Jones was loving drunk, a stage that terminates and is a near kin to total oblivion, in bacchanalian revels. Jones had not the remotest idea of where he was—time or persons; his tongue was thick, eyes dull, ideas monstrous foggy, and the few sentences he rather unintelligibly uttered, were highly spiced with—“my little (hic) angel, you (hic), you (hic) live 'bout (hic) here? Can't you ta-take me (hic) home with you, eh? My-my old woman (hic) would raise-rai-raise old scratch if I (hic), I went home to-to-night. (Hic) I'll, I'll go home (hic) in the morning, and (hic) tell her, ha! ha! he! (hic) tell her I've be-be-been to a fire!”

“O, the villain,” said Mrs. J. to herself; “but I'll be revenged. Come, sir, go home with me—I'll take care of you. Come, sir, be careful; this way—in here.”

“Where the (hic) deuce are—are you going down this (hic) cellar, eh?”

“All right, sir. Come, be careful! don't fall; rest on my arm—there, shut the door.”

“Why (hic), ha-hang it a—all; get a light—that's a de—ar!”

“Yes, yes; wait a moment, I'll bring you a light.”

Mrs.

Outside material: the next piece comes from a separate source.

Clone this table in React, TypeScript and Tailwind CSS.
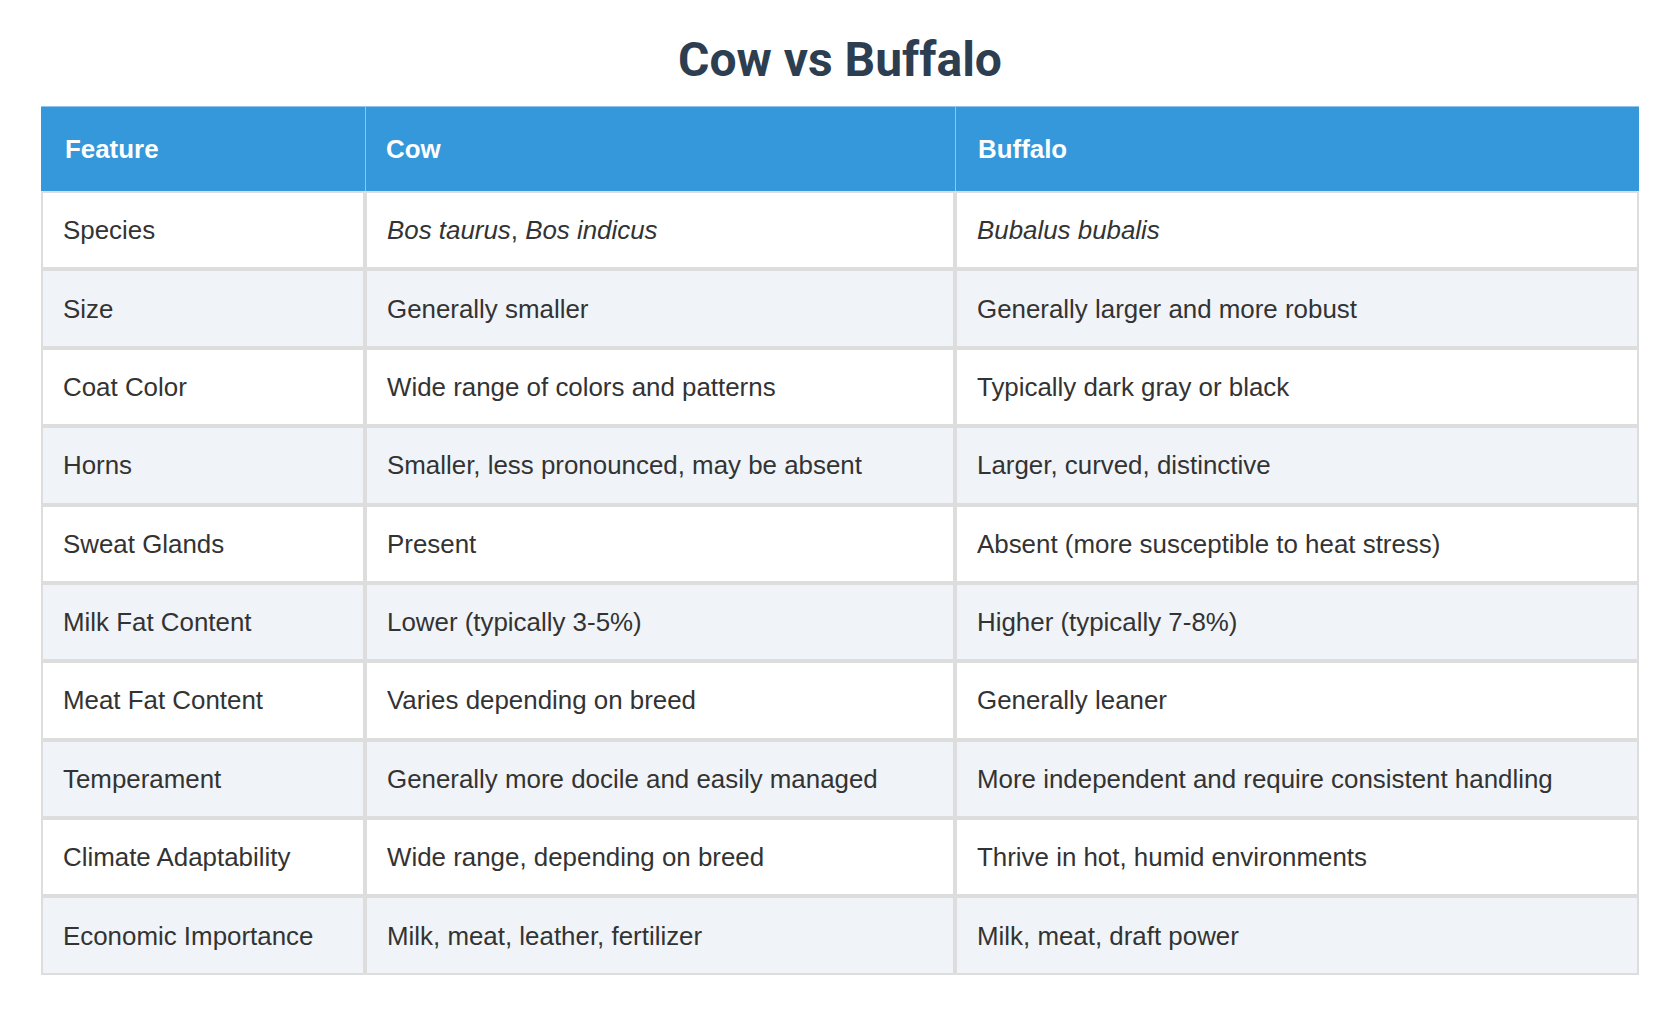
const rows: { feature: string; cow: React.ReactNode; buffalo: React.ReactNode }[] = [
  {
    feature: 'Species',
    cow: (
      <>
        <em>Bos taurus</em>, <em>Bos indicus</em>
      </>
    ),
    buffalo: <em>Bubalus bubalis</em>,
  },
  { feature: 'Size', cow: 'Generally smaller', buffalo: 'Generally larger and more robust' },
  { feature: 'Coat Color', cow: 'Wide range of colors and patterns', buffalo: 'Typically dark gray or black' },
  { feature: 'Horns', cow: 'Smaller, less pronounced, may be absent', buffalo: 'Larger, curved, distinctive' },
  { feature: 'Sweat Glands', cow: 'Present', buffalo: 'Absent (more susceptible to heat stress)' },
  { feature: 'Milk Fat Content', cow: 'Lower (typically 3-5%)', buffalo: 'Higher (typically 7-8%)' },
  { feature: 'Meat Fat Content', cow: 'Varies depending on breed', buffalo: 'Generally leaner' },
  { feature: 'Temperament', cow: 'Generally more docile and easily managed', buffalo: 'More independent and require consistent handling' },
  { feature: 'Climate Adaptability', cow: 'Wide range, depending on breed', buffalo: 'Thrive in hot, humid environments' },
  { feature: 'Economic Importance', cow: 'Milk, meat, leather, fertilizer', buffalo: 'Milk, meat, draft power' },
];

const App = () => {
  return (
    <div className="min-h-screen bg-white pt-[32px] pb-10">
      <h1 className="text-center text-[48px] leading-[56px] font-bold text-[#2c3e50] mb-[18px] font-['Roboto',sans-serif]">
        Cow vs Buffalo
      </h1>

      <table className="mx-auto w-[1598px] table-fixed border-separate border-spacing-0 font-['Liberation_Sans',Arial,sans-serif] text-[25.9px] leading-[30px] text-[#333333]">
        <colgroup>
          <col className="w-[324px]" />
          <col className="w-[590px]" />
          <col className="w-[684px]" />
        </colgroup>
        <thead className="bg-[#3498db] text-white">
          <tr>
            <th className="px-[24px] py-[27px] text-left font-bold border-t border-[#8fc4ec]">Feature</th>
            <th className="px-[20px] py-[27px] text-left font-bold border-t border-l border-[#8fc4ec]">Cow</th>
            <th className="px-[22px] py-[27px] text-left font-bold border-t border-l border-[#8fc4ec]">Buffalo</th>
          </tr>
        </thead>
        <tbody>
          {rows.map((row, i) => (
            <tr key={row.feature} className={i % 2 === 1 ? 'bg-[#f0f4f8]' : 'bg-white'}>
              <td className="px-[20px] py-[22.2px] border-2 border-[#dddddd] whitespace-nowrap">{row.feature}</td>
              <td className="px-[20px] py-[22.2px] border-2 border-[#dddddd] whitespace-nowrap">{row.cow}</td>
              <td className="px-[20px] py-[22.2px] border-2 border-[#dddddd] whitespace-nowrap">{row.buffalo}</td>
            </tr>
          ))}
        </tbody>
      </table>
    </div>
  );
};

export default App;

J. having gotten her game bagged, left it in the dark, and retired to her bed-chamber. Some of the servants, hearing a noise in the basement, got up, stuck their noses out of their rooms, and being convinced that a desperate scoundrel was in the house, raised the very old boy. Poor Jones, in his efforts to get out, run over pots, pans, and chairs, and through him and the servants, the police were alarmed! lights were raised, and Jones was arrested for a burglar!

Never was a man better pleased to find himself in his own domicil, than Jones! It was all Greek to the watchmen and servants; it was a mysterious matter to Jones for a full fortnight—but upon promise of ever after spending his new year's at home, Mrs. J. let the cat out of the bag. Jones surrendered!